Ranked a Tier One research university by the Carnegie Classification, UNT is a catalyst for creativity fueling progress, innovation and entrepreneurship for the North Texas region and state.

The winners are:

  • Narendra Dahotre, interim associate vice president for research and innovation and a University Distinguished Research Professor in Engineering and a former chairman of the Department of Materials Science and Engineering. Dahotre demonstrated his leadership in innovation with his technology "Laser-Assisted Machining of Hard Tissues and Bone," which will enable surgeons to use a laser to abate bones and tissues during joint (hip, knee, etc.) and other bone replacements and limb salvation surgeries. The potential use of a laser instead of conventional orthopedic surgery tools such as hammers and chisels offers a drastic reduction in trauma to the patient to allow for less complications, less pain, faster healing times, higher accuracies, and reduced need for additional surgeries or post-operative interventions.

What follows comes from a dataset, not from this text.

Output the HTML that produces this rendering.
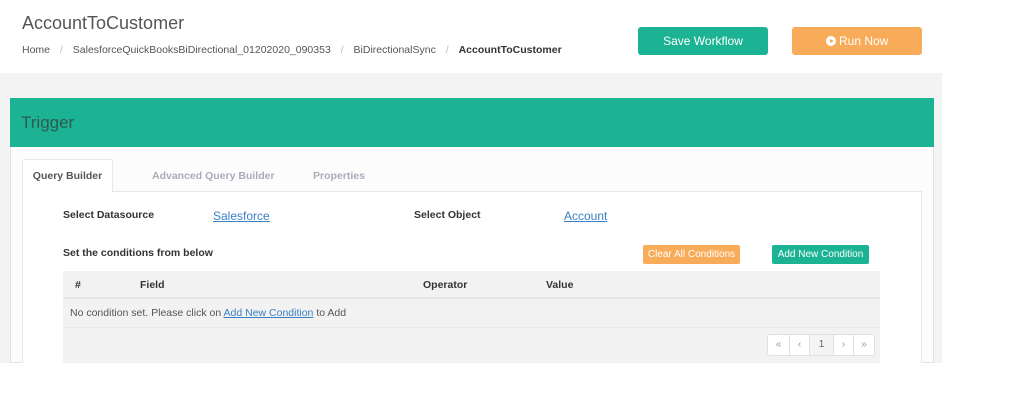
<!DOCTYPE html>
<html><head><style>
*{box-sizing:border-box;margin:0;padding:0}
body{width:1024px;height:407px;background:#fff;font-family:"Liberation Sans",sans-serif;position:relative;overflow:hidden;color:#333}
.a{position:absolute}
.lnk{color:#3a7fc4;text-decoration:underline}
</style></head><body>
<div class="a" style="left:22px;top:13px;font-size:18px;color:#555">AccountToCustomer</div>
<div class="a" style="left:22px;top:44px;font-size:10.5px;color:#555;white-space:nowrap">Home <span style="color:#bbb;margin:0 7px">/</span> SalesforceQuickBooksBiDirectional_01202020_090353 <span style="color:#bbb;margin:0 7px">/</span> BiDirectionalSync <span style="color:#bbb;margin:0 7px">/</span> <b style="color:#333">AccountToCustomer</b></div>
<div class="a" style="left:638px;top:27px;width:130px;height:28px;background:#1bb394;border-radius:3px;color:#fff;font-size:12px;text-align:center;line-height:28px">Save Workflow</div>
<div class="a" style="left:792px;top:27px;width:130px;height:28px;background:#f8ac59;border-radius:3px;color:#fff;font-size:12px;text-align:center;line-height:28px"><span style="display:inline-block;width:10px;height:10px;border-radius:50%;background:#fff;vertical-align:-1px;position:relative"><span style="position:absolute;left:4px;top:2.5px;border-left:4px solid #f8ac59;border-top:2.5px solid transparent;border-bottom:2.5px solid transparent"></span></span> Run Now</div>
<div class="a" style="left:0;top:73px;width:942px;height:290px;background:#f3f3f3"></div>
<div class="a" style="left:10px;top:98px;width:924px;height:265px;background:#fcfcfc;border:1px solid #e2e2e2;border-top:none"></div>
<div class="a" style="left:10px;top:98px;width:924px;height:49px;background:#1bb394"></div>
<div class="a" style="left:21px;top:113px;font-size:17px;color:#2f5a4e">Trigger</div>
<div class="a" style="left:22px;top:191px;width:900px;height:172px;border:1px solid #e7e7e7;border-bottom:none;background:#fff"></div>
<div class="a" style="left:22px;top:159px;width:91px;height:33px;background:#fff;border:1px solid #e7e7e7;border-bottom:none;border-radius:3px 3px 0 0;font-size:10.5px;font-weight:bold;color:#555;text-align:center;line-height:33px">Query Builder</div>
<div class="a" style="left:152px;top:170px;font-size:10.5px;font-weight:bold;color:#a8adb8">Advanced Query Builder</div>
<div class="a" style="left:313px;top:170px;font-size:10.5px;font-weight:bold;color:#a8adb8">Properties</div>
<div class="a" style="left:63px;top:209px;font-size:10.5px;font-weight:bold">Select Datasource</div>
<div class="a lnk" style="left:213px;top:209px;font-size:12px">Salesforce</div>
<div class="a" style="left:414px;top:209px;font-size:10.5px;font-weight:bold">Select Object</div>
<div class="a lnk" style="left:564px;top:209px;font-size:12px">Account</div>
<div class="a" style="left:63px;top:247px;font-size:10.5px;font-weight:bold">Set the conditions from below</div>
<div class="a" style="left:643px;top:245px;width:97px;height:19px;background:#f8ac59;border-radius:2px;color:#fff;font-size:10px;text-align:center;line-height:19px">Clear All Conditions</div>
<div class="a" style="left:772px;top:245px;width:97px;height:19px;background:#1bb394;border-radius:2px;color:#fff;font-size:10px;text-align:center;line-height:19px">Add New Condition</div>
<div class="a" style="left:63px;top:271px;width:817px;height:92px;background:#f2f2f2"></div>
<div class="a" style="left:63px;top:297px;width:817px;height:2px;background:#e6e6e6"></div>
<div class="a" style="left:63px;top:327px;width:817px;height:1px;background:#e8e8e8"></div>
<div class="a" style="left:75px;top:279px;font-size:10.5px;font-weight:bold">#</div>
<div class="a" style="left:140px;top:279px;font-size:10.5px;font-weight:bold">Field</div>
<div class="a" style="left:423px;top:279px;font-size:10.5px;font-weight:bold">Operator</div>
<div class="a" style="left:546px;top:279px;font-size:10.5px;font-weight:bold">Value</div>
<div class="a" style="left:70px;top:307px;font-size:10.5px;color:#555">No condition set. Please click on <span class="lnk">Add New Condition</span> to Add</div>
<div class="a" style="left:767px;top:334px;height:22px;display:flex;border:1px solid #e0e0e0;border-radius:3px;background:#fff;font-size:10px;color:#999;line-height:20px;text-align:center">
<span style="width:22px;border-right:1px solid #e0e0e0">«</span><span style="width:20px;border-right:1px solid #e0e0e0">‹</span><span style="width:24px;border-right:1px solid #e0e0e0;background:#f4f4f4;color:#666">1</span><span style="width:20px;border-right:1px solid #e0e0e0">›</span><span style="width:20px">»</span></div>
</body></html>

Currently licensed to a start-up company, Dahotre spent his sabbatical working with the licensee to help accelerate the development of the core technology into a viable medical technology. Additionally, Dahotre has developed a new technology for cardiovascular stents, which reduces one of the leading issues encountered with complications found in long-term stent recipient patients. His innovative approach to fundamental research allows him to examine problems, develop fundamental research to address those problems, and refine that fundamental research so that industry can use his research results to address those problems. His research has generated funding support in excess of $7.5 million from government and industrial organizations. He is the author of four books, has been issued 16 U.S. patents and has published nearly 300 articles in professional journals, and he is a fellow of nine professional societies, including the National Academy of Inventors.

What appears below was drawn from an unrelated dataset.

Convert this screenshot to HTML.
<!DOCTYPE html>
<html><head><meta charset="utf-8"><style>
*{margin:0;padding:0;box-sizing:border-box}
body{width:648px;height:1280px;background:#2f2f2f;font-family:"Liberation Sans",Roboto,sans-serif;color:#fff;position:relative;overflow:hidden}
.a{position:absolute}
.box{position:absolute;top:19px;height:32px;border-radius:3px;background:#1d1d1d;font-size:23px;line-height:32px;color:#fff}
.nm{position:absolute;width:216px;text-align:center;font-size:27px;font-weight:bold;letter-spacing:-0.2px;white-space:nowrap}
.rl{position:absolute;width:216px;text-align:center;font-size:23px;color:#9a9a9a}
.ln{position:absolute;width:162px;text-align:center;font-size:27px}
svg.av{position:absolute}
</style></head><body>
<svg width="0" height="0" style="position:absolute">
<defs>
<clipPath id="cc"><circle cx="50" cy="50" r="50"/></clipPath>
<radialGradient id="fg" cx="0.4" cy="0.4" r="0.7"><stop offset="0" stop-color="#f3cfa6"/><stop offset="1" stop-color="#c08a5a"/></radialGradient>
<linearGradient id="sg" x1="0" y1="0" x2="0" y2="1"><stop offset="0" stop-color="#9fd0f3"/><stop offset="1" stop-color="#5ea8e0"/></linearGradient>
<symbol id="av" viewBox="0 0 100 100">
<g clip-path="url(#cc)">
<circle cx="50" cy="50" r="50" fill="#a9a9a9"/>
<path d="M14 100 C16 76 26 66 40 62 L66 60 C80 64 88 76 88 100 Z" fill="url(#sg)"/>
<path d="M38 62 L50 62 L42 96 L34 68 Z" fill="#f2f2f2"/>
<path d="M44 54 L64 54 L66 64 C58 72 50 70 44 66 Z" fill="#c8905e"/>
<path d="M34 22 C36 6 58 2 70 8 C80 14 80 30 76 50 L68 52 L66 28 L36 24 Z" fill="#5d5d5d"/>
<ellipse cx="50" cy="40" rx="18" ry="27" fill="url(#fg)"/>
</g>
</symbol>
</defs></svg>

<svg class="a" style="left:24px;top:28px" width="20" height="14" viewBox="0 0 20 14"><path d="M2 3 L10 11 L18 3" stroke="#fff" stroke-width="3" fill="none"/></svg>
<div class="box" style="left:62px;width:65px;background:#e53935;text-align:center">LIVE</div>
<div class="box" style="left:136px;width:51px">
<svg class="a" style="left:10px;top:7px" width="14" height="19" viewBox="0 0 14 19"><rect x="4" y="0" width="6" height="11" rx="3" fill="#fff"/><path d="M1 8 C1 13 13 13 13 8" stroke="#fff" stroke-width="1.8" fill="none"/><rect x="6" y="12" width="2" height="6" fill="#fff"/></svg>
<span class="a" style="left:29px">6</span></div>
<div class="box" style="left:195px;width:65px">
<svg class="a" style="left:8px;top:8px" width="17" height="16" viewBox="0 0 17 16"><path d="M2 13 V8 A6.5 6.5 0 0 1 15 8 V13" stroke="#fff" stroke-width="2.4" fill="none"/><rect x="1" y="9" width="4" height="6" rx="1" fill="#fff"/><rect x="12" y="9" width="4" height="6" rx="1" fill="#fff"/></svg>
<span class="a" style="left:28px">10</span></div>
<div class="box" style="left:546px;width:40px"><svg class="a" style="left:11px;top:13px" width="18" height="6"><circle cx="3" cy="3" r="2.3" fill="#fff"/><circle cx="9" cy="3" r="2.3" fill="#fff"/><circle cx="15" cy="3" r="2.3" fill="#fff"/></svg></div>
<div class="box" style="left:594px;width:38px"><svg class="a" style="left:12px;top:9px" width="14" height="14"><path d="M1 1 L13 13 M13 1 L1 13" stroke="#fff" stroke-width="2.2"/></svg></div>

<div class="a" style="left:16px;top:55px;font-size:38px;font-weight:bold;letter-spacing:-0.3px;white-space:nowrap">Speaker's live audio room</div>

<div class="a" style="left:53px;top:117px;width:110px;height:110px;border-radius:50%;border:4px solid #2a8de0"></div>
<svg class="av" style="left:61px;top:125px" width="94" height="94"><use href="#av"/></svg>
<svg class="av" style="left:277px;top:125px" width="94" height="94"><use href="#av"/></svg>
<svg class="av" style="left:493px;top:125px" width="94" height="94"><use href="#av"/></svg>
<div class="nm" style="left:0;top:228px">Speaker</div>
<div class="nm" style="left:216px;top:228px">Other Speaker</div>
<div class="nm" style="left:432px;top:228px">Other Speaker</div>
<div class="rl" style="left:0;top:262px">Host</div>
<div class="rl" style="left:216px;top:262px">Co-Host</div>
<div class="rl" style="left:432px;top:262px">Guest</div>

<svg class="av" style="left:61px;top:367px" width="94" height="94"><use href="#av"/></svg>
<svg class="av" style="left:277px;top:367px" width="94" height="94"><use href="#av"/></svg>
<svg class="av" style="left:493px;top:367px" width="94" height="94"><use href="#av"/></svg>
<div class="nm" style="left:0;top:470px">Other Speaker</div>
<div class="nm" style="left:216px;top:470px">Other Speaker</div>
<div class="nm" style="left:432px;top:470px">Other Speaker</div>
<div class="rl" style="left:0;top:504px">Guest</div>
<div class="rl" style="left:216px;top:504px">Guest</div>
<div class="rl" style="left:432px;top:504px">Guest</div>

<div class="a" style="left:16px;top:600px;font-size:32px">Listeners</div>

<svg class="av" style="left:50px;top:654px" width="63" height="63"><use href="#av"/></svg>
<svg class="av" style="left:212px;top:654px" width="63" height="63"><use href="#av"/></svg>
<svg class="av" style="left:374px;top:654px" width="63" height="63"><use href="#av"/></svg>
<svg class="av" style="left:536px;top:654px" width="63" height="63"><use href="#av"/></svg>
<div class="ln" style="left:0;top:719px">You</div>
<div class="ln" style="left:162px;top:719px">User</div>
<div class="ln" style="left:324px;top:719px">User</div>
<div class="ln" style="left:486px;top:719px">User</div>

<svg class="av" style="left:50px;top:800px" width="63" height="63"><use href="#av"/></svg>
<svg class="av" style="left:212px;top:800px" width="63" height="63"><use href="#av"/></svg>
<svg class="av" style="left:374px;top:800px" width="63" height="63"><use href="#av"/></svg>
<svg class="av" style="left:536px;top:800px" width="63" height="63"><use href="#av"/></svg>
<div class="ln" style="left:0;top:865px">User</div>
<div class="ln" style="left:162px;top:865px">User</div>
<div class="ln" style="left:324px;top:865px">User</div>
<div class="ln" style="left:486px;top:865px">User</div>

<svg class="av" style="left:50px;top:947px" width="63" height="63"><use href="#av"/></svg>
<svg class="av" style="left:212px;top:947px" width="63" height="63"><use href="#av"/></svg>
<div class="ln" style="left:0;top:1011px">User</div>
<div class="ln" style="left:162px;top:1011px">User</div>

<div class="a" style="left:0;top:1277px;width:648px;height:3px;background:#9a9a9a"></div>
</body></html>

  • Roberto Aguilar Ayala, a Ph.D. candidate in chemistry and biochemistry. Aguilar Ayala works on nanoparticle deposition technologies in the lab of Guido Verbeck, associate professor of chemistry and biochemistry and a member of UNT's BioDiscovery Institute. Working across two vastly different fields − criminal forensics and biotechnology, Aguilar Ayala is innovating how UNT graduate students approach their academic studies and how their research can be used in industry through technology transfer. By using advanced design, Aguilar Ayala has approached his research innovatively from ground level concepts to a completed polished system, which allows the technology to be open to multiple commercial applications as it moves from theory to practical solutions. His creative research approach allows for commercial engineering to create a viable product for clinical, research and forensic practitioners.
  • Ryan Girardot, a marketing senior in UNT's top-ranked College of Business. Girardot began his business background by running adult basketball leagues and applying technology to solve the problems he's encountered in that work. He began running adult sports leagues at the age of 13, when he founded a league in his driveway that eventually grew to a statewide scale and a successful exit, followed by his employment at one of the largest adult sports league providers in the nation − Sports Monster. During that time, Girardot discovered the pitfalls of the established way of doing things and came up with the idea for Player's Revolution Sports, where he is now a co-founder and CEO. Player's Revolution Sports, LLC launched its flagship mobile app, EPLAY Basketball in June, after a year of development and gained more than 1,500 users in the Dallas Fort Worth area alone during its first two weeks in app stores.